A prima Vera vem aí

Quando eu era criança, ao ouvir falar da primavera, imaginava ser a dona Vera que residia em Oliveira, prima de um coleguinha. Era uma mulher alta, de cabeleira loira e olhos azuis, educada e de fala mansa. Todas as vezes que visitava os seus parentes não se esquecia do pão sovado, pirulitos e balas. Embora não fosse eu o alvo das suas benesses, sempre me usufruía delas.

Em setembro, com frequência, as pessoas diziam: “Está chegando a primavera”. Como a dona Vera não aparecia, aquilo me deixava intrigado. Já estava grandinho quando fui entender que se tratava de uma das estações do ano, com início no equinócio de setembro, no caso do hemisfério sul, e final no solstício de dezembro. A primavera sucede o inverno e precede o verão.

Chama-se equinócio cada uma das duas épocas em que o sol, no seu movimento aparente, passa pela linha do equador, fazendo com que o dia e a noite tenham a mesma duração em todos os países do mundo. Isso ocorre sempre no dia 21 ou 22 de março e, na mesma época, no mês de setembro. Já o solstício é quando o sol se afasta ao máximo da linha do equador, tornando o dia mais longo num hemisfério e a noite mais longa em outro. Isso acontece duas vezes por ano: no dia 21 de junho e 21 de dezembro.

Nas regiões do mundo onde o inverno é mais rigoroso, a chegada da primavera é muito nítida. Renova-se a vegetação, mais flores e os pássaros cantam de forma mais vibrante. Poeticamente, chama-se de primavera a juventude do ser humano; época de sonhos, de descobertas e de entusiasmo para com a vida.

Padre Antonio Lucio Vivaldi (1678 – 1741), compositor italiano nascido em Veneza, escreveu quatro concertos com os nomes das estações do ano. “La primavera” é o mais conhecido deles, principalmente o primeiro movimento, ou seja, o alegro de abertura. Na Europa (lá a primavera começa em março) são comuns os concertos e festivais que marcam a chegada da estação. Os mais famosos são os festivais de Royan (França) e de Praga (Tchecoslováquia).

Por estas paragens, muitas coisas mudaram: as folhas já não caem no outono e não há a necessidade de se acender fogo no chão como outrora, pois o inverno perdeu o seu rigor. A primavera, porém, apesar de tantos pesares, continua desabrochando todas as flores na minha alma e no meu coração. Cecília Meireles, furtivamente, tirou da minha boca estas palavras: “Aprendi com a primavera a me deixar cortar. E a voltar sempre inteira”.

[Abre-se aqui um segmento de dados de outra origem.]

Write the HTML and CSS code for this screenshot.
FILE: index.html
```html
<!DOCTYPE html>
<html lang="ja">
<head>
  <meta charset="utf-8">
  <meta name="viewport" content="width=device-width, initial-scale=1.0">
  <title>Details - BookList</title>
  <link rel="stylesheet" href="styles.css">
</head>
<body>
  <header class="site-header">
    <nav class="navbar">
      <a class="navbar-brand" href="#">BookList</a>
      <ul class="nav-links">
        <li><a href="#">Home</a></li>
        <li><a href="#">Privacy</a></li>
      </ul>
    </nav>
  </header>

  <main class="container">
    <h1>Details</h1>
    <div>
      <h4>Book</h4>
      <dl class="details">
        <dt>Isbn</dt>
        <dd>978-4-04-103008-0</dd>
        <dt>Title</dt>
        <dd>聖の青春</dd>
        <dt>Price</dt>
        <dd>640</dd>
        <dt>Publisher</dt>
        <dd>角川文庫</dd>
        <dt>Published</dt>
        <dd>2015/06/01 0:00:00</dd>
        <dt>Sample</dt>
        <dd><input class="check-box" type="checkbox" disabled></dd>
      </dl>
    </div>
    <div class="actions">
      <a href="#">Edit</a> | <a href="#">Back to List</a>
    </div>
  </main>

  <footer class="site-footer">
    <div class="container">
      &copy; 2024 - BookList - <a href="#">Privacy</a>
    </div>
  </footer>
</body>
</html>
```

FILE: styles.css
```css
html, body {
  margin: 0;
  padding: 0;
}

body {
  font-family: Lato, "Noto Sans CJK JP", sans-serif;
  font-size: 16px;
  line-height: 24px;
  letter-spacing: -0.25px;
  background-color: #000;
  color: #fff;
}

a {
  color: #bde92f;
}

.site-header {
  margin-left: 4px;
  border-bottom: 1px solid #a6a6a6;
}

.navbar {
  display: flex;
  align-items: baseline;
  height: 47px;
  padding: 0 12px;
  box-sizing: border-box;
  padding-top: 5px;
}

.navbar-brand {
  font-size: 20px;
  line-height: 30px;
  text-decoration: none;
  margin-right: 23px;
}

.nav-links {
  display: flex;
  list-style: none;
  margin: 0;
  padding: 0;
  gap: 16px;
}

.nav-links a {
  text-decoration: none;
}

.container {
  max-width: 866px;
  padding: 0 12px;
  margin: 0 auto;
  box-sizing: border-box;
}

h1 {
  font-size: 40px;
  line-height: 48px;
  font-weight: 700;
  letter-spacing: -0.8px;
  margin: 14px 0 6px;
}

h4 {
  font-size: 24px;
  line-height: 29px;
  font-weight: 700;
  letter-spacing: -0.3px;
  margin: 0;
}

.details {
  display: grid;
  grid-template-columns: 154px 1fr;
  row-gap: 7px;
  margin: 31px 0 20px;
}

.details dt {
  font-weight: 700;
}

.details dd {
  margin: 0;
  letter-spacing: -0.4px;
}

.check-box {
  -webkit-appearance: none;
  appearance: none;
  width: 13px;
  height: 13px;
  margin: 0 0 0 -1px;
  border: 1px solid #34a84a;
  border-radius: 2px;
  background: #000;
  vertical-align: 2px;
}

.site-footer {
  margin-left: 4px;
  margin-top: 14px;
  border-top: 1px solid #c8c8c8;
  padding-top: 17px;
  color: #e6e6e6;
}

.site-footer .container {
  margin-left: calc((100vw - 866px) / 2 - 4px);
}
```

A prima  Vera, adulta quando eu era criança, com certeza já não existe. O pão sovado, as balas e os pirulitos há muito não contêm o mesmo sabor, mas a primavera outra vez vem aí, para admirarmos as flores que traz consigo. Assim, faço minhas as palavras de Florbela Espanca: “Há uma primavera em cada vida: é preciso cantá-la assim florida, pois se Deus nos deu voz, foi para cantar! E se um dia hei de ser pó, cinza e nada que seja a minha noite uma alvorada, que me saiba perder… para me encontrar”.